In the entries below, find every line holding the string "styles" and collect it.

Records for this task
....

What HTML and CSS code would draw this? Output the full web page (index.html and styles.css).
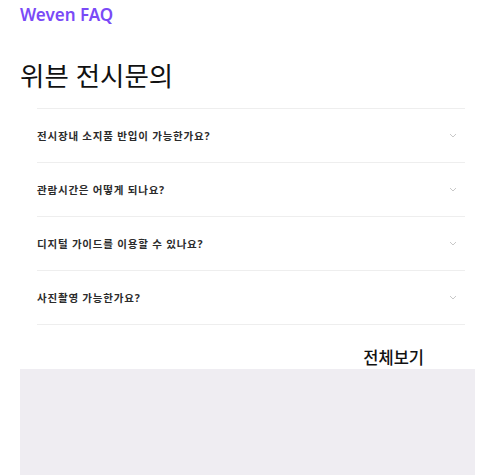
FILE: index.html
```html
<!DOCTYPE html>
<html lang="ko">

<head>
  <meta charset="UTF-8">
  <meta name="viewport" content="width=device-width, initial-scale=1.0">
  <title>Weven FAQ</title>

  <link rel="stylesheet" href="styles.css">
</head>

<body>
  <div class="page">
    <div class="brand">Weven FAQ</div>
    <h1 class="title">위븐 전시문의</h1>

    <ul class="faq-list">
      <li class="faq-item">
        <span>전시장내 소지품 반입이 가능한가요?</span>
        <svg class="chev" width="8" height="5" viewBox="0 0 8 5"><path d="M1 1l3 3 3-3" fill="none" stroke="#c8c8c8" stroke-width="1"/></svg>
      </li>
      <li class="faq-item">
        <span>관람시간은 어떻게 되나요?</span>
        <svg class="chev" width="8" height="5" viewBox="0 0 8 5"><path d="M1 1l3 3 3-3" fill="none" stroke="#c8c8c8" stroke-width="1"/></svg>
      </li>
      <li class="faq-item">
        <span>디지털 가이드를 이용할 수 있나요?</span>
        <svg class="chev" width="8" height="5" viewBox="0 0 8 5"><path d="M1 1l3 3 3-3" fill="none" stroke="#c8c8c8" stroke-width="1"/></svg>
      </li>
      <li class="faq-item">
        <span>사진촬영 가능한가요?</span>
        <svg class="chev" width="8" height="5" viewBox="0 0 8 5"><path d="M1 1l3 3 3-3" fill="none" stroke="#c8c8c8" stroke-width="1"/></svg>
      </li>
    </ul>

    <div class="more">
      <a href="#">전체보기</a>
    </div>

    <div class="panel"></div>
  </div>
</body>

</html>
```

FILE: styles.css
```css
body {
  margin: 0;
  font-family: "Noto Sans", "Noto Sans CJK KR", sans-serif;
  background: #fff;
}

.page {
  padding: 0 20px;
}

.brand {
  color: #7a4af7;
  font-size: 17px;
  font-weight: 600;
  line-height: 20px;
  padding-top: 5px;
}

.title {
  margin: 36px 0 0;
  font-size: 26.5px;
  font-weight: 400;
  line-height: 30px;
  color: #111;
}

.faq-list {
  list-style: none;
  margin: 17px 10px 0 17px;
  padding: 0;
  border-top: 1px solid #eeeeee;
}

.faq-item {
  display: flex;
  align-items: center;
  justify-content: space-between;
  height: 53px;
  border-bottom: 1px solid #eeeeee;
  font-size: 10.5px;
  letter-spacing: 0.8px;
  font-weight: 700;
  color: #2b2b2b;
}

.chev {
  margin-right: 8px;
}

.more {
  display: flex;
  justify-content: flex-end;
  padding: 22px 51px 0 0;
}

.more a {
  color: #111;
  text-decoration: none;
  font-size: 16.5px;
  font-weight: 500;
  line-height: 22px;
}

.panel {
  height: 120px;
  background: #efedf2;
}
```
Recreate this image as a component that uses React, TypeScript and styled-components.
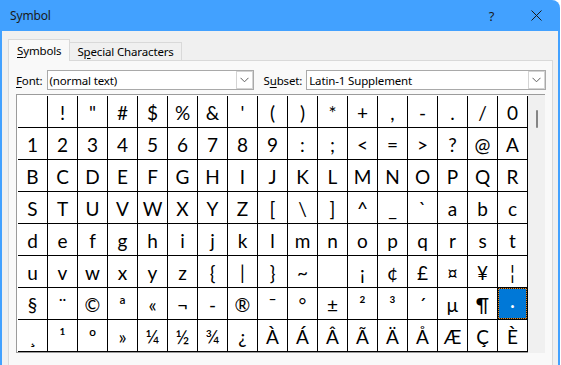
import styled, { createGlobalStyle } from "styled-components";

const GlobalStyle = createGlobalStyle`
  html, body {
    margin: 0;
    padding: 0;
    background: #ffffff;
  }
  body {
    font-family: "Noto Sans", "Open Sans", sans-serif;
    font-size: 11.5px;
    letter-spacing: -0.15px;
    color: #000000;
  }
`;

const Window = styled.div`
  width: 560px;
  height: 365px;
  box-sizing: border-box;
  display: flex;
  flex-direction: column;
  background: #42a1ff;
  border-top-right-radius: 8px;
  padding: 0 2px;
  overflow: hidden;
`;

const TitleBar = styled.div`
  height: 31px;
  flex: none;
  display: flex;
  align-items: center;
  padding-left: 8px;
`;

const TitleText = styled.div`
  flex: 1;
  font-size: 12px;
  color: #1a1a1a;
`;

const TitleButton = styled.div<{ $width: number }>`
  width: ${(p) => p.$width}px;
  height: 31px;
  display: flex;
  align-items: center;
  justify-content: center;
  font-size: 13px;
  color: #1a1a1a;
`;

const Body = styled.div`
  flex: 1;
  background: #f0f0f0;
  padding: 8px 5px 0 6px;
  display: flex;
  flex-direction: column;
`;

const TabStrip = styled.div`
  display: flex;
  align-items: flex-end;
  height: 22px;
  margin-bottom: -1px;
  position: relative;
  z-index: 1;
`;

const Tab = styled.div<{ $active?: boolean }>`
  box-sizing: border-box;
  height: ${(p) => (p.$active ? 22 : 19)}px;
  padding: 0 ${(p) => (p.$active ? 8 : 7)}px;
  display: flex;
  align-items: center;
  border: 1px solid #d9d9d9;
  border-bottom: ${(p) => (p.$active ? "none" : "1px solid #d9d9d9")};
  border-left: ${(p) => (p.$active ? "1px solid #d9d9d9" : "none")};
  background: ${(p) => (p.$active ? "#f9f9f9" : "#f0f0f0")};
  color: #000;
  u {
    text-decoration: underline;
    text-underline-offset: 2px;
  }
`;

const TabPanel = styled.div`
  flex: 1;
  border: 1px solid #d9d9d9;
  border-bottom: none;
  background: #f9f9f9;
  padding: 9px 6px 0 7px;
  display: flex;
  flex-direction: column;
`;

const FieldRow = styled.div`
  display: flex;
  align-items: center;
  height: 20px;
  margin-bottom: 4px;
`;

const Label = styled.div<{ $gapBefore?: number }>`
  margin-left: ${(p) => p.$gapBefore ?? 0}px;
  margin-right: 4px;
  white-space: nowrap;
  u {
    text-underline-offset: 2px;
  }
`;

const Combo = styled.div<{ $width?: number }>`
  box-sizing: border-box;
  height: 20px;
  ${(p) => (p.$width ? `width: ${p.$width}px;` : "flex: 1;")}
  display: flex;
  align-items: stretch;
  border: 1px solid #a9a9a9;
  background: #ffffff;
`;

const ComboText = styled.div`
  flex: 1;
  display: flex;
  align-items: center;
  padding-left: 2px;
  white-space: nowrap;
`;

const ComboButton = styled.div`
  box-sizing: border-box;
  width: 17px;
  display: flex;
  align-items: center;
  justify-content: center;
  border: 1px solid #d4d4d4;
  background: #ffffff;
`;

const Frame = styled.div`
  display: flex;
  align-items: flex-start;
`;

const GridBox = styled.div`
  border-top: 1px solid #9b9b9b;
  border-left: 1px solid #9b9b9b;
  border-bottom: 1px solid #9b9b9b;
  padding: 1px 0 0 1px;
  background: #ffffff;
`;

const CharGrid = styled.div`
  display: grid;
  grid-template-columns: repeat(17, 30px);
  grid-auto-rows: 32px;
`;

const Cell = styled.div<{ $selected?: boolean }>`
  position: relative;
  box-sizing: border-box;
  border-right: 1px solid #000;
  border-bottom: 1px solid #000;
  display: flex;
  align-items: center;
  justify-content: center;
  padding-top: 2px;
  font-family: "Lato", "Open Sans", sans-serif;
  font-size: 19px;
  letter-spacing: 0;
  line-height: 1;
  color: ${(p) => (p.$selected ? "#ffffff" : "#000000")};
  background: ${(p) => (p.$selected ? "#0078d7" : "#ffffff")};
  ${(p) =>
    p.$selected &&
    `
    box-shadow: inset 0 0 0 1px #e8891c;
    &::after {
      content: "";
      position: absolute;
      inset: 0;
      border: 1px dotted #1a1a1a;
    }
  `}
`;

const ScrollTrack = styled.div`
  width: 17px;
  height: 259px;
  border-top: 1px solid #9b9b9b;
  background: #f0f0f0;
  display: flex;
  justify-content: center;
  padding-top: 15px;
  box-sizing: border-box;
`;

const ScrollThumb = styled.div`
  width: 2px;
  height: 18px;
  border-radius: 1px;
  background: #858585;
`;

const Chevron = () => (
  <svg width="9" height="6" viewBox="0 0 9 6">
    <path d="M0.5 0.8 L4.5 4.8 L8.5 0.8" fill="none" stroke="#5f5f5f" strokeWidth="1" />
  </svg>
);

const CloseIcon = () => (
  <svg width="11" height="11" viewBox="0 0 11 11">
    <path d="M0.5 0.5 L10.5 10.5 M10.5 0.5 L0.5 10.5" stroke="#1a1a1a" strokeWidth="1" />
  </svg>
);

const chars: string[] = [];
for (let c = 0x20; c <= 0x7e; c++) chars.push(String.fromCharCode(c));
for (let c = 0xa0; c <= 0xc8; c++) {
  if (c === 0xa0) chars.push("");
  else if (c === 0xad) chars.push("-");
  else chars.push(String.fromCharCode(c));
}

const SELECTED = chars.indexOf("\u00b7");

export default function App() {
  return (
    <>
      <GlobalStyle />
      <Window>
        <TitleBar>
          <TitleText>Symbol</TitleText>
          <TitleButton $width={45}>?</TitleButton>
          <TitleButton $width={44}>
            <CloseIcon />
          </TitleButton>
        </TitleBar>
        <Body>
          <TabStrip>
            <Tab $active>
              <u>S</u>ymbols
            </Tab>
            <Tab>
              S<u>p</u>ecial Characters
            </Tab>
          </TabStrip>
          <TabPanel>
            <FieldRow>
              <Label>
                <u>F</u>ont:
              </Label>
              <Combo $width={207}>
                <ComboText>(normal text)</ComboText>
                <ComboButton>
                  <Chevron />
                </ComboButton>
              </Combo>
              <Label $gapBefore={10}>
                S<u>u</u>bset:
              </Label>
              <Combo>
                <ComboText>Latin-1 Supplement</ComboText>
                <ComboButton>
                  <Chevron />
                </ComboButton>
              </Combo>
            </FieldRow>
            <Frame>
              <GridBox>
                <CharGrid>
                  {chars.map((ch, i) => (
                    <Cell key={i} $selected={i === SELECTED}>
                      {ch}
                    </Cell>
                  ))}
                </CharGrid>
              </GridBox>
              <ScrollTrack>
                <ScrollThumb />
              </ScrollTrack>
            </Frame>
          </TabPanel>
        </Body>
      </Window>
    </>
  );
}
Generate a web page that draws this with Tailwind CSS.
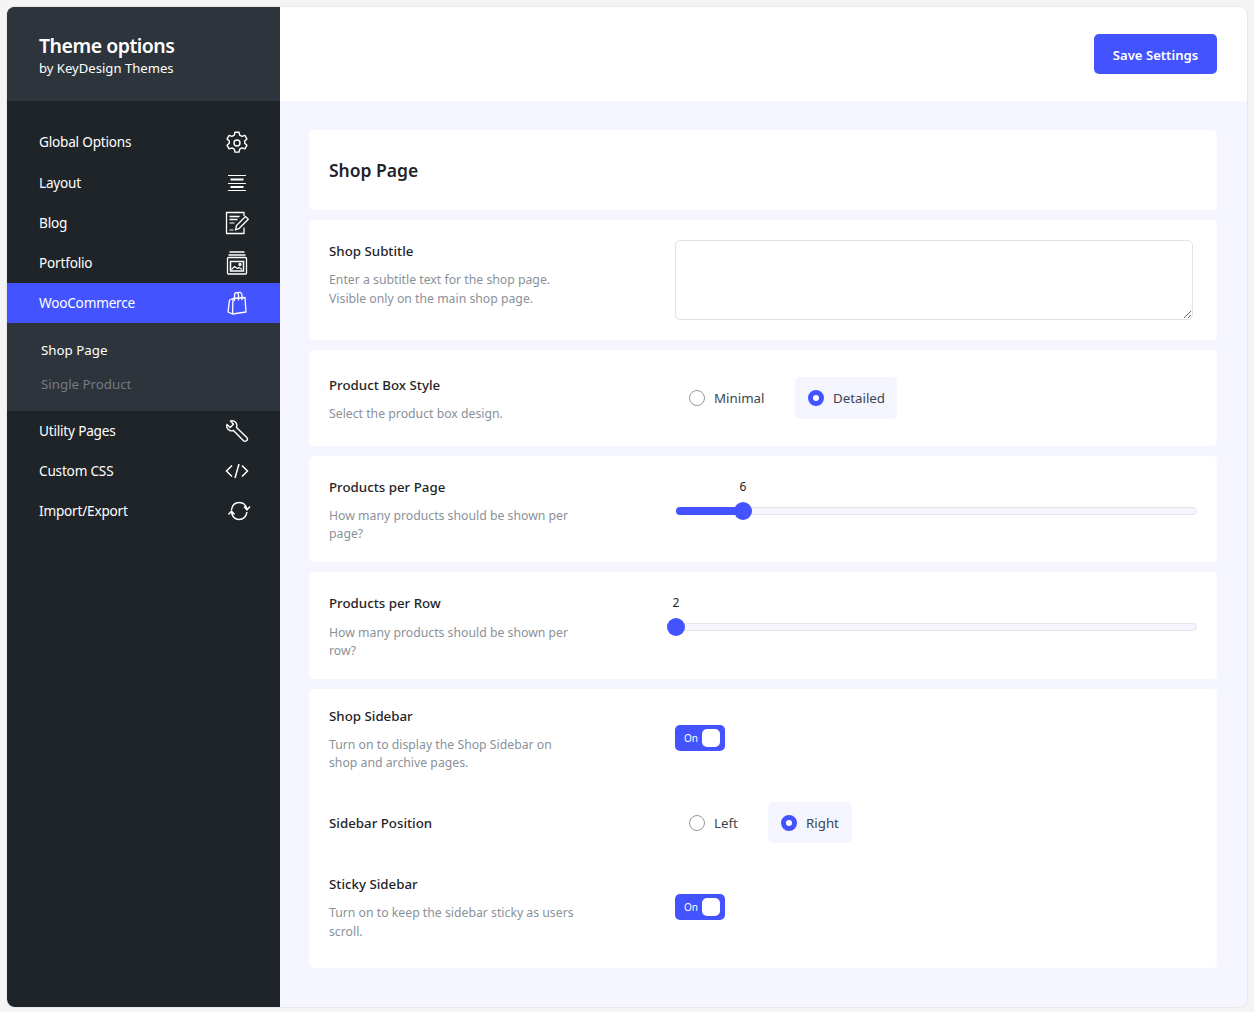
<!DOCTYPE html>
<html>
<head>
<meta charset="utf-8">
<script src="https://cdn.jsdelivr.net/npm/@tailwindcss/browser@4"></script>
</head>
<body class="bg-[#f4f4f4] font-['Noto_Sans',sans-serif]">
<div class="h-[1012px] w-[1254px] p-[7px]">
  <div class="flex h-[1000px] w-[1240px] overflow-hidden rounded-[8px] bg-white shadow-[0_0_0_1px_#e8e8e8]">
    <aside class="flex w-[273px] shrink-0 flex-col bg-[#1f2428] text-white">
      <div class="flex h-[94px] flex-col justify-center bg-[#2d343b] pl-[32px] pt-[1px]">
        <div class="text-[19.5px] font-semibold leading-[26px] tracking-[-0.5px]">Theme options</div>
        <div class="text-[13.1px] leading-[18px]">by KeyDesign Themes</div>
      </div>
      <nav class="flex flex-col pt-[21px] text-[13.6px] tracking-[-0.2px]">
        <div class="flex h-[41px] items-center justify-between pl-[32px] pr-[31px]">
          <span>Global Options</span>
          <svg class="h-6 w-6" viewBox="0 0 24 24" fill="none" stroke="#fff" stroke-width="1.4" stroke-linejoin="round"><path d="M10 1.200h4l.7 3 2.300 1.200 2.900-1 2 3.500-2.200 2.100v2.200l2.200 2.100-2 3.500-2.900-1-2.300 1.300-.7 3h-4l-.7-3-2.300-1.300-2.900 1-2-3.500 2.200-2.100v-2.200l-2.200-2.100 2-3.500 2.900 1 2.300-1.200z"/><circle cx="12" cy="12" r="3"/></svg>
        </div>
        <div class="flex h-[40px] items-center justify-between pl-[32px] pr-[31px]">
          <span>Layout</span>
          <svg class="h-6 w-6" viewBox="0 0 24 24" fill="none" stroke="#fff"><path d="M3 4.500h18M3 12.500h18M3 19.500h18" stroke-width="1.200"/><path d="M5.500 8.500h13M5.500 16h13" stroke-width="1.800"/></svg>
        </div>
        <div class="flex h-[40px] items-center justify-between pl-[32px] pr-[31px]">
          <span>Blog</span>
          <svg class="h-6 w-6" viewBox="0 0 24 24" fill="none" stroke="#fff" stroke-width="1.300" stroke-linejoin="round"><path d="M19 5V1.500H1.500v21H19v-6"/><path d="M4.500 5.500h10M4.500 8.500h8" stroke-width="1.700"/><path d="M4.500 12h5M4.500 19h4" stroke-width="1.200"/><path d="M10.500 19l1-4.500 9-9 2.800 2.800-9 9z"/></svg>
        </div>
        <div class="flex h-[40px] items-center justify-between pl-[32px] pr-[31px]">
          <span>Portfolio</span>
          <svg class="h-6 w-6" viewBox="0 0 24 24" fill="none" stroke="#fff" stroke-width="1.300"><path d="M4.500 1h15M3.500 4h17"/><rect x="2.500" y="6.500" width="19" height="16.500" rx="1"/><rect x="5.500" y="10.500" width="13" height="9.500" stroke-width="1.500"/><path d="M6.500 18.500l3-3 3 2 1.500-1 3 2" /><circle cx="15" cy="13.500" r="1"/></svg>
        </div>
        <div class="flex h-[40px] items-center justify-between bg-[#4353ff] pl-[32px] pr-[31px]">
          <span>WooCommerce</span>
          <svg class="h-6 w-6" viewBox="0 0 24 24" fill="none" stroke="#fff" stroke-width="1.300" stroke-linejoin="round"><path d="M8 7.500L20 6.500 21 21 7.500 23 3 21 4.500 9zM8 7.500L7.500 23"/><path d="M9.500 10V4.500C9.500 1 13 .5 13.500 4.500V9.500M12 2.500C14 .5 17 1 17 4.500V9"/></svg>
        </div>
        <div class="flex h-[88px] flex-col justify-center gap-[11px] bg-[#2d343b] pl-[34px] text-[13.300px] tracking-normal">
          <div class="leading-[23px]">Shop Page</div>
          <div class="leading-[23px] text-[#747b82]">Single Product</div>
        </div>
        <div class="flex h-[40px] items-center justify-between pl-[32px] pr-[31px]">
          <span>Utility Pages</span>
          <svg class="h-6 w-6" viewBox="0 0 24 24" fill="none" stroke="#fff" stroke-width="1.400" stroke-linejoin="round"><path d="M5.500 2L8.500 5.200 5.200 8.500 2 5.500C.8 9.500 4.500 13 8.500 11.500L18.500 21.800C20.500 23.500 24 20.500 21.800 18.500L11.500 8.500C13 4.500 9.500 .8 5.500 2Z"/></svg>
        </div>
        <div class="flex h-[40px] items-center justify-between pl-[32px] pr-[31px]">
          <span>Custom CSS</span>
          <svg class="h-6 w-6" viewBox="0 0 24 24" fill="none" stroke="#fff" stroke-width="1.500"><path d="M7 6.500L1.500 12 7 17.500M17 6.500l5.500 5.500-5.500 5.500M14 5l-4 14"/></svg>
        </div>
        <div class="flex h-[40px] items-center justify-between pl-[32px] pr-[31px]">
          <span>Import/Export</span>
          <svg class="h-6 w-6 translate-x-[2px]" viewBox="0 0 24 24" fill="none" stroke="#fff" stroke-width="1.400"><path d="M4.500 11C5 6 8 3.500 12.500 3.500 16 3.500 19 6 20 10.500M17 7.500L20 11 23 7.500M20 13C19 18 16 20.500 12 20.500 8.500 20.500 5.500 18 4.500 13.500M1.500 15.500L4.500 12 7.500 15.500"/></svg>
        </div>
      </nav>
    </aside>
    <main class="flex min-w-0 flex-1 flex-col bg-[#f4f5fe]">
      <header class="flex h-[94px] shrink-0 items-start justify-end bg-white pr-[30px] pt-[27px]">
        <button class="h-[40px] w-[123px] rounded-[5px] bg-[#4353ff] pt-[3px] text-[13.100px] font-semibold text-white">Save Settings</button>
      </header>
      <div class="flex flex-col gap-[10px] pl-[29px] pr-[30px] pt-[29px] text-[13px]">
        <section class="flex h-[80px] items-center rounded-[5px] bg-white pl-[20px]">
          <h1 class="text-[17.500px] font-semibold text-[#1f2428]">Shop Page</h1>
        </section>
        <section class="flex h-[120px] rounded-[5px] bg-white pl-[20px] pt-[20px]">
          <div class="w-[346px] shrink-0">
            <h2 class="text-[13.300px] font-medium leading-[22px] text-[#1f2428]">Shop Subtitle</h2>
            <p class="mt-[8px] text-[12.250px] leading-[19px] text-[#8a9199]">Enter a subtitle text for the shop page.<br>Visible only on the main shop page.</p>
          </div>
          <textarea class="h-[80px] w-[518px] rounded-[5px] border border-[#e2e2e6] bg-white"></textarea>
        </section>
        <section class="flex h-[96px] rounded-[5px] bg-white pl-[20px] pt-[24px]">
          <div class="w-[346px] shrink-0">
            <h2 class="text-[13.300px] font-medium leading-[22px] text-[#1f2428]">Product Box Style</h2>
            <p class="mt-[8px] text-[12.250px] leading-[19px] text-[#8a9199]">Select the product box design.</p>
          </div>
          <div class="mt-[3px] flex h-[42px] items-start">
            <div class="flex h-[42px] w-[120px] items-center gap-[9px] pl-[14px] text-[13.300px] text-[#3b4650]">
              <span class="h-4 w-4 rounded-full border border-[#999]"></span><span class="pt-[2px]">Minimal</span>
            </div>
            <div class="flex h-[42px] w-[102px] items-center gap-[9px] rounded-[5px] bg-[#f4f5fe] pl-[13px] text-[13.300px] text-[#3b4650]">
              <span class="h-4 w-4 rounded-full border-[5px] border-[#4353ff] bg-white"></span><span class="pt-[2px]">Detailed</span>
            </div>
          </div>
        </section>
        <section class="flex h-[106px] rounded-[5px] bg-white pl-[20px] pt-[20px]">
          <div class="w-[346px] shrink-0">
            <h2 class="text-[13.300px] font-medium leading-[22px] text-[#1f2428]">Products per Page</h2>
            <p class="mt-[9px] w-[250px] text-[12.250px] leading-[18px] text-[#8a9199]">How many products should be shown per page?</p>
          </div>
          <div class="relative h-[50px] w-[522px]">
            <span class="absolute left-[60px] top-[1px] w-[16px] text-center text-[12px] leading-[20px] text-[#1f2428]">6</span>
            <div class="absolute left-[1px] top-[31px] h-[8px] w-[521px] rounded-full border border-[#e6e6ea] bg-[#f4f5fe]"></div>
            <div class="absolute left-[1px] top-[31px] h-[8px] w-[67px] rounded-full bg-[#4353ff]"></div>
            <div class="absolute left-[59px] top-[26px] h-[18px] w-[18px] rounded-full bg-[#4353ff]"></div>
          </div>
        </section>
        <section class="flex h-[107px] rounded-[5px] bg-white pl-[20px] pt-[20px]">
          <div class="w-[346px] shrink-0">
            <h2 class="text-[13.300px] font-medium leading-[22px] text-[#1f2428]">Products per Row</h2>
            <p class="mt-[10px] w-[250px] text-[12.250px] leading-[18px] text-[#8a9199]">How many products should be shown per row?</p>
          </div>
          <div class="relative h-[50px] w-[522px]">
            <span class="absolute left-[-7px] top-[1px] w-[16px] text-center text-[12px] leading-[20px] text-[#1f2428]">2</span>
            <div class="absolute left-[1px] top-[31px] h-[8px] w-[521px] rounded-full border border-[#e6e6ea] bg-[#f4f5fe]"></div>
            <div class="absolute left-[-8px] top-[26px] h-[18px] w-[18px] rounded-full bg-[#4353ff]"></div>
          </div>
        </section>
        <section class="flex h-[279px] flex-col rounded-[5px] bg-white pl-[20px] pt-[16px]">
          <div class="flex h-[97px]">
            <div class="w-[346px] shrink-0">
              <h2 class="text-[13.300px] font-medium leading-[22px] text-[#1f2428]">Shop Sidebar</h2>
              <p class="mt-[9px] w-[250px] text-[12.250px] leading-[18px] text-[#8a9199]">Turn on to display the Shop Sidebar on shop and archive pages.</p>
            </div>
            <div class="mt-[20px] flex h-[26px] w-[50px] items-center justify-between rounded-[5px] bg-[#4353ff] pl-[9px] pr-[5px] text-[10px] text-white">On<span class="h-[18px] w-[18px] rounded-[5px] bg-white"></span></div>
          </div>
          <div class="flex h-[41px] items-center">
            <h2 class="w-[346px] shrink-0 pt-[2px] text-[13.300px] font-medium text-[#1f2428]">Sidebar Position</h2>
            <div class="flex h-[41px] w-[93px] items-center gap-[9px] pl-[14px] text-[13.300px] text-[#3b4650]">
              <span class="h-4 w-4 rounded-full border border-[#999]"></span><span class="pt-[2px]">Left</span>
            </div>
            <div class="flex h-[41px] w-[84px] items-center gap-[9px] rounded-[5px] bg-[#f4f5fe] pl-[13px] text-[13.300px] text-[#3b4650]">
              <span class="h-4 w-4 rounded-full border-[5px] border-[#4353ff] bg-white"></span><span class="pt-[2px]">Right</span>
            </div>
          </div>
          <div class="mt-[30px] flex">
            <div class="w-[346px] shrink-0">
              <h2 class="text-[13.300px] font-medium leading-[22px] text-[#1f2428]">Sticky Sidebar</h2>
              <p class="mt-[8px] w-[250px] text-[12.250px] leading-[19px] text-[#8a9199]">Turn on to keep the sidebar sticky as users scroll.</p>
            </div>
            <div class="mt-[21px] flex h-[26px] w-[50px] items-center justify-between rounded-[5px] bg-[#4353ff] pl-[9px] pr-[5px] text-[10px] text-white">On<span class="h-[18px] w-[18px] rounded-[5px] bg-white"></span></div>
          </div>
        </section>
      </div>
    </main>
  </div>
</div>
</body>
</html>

....

Result of this exercise
What HTML and CSS code would draw this? Output the full web page (index.html and styles.css).
  <link rel="stylesheet" href="styles.css">
FILE: styles.css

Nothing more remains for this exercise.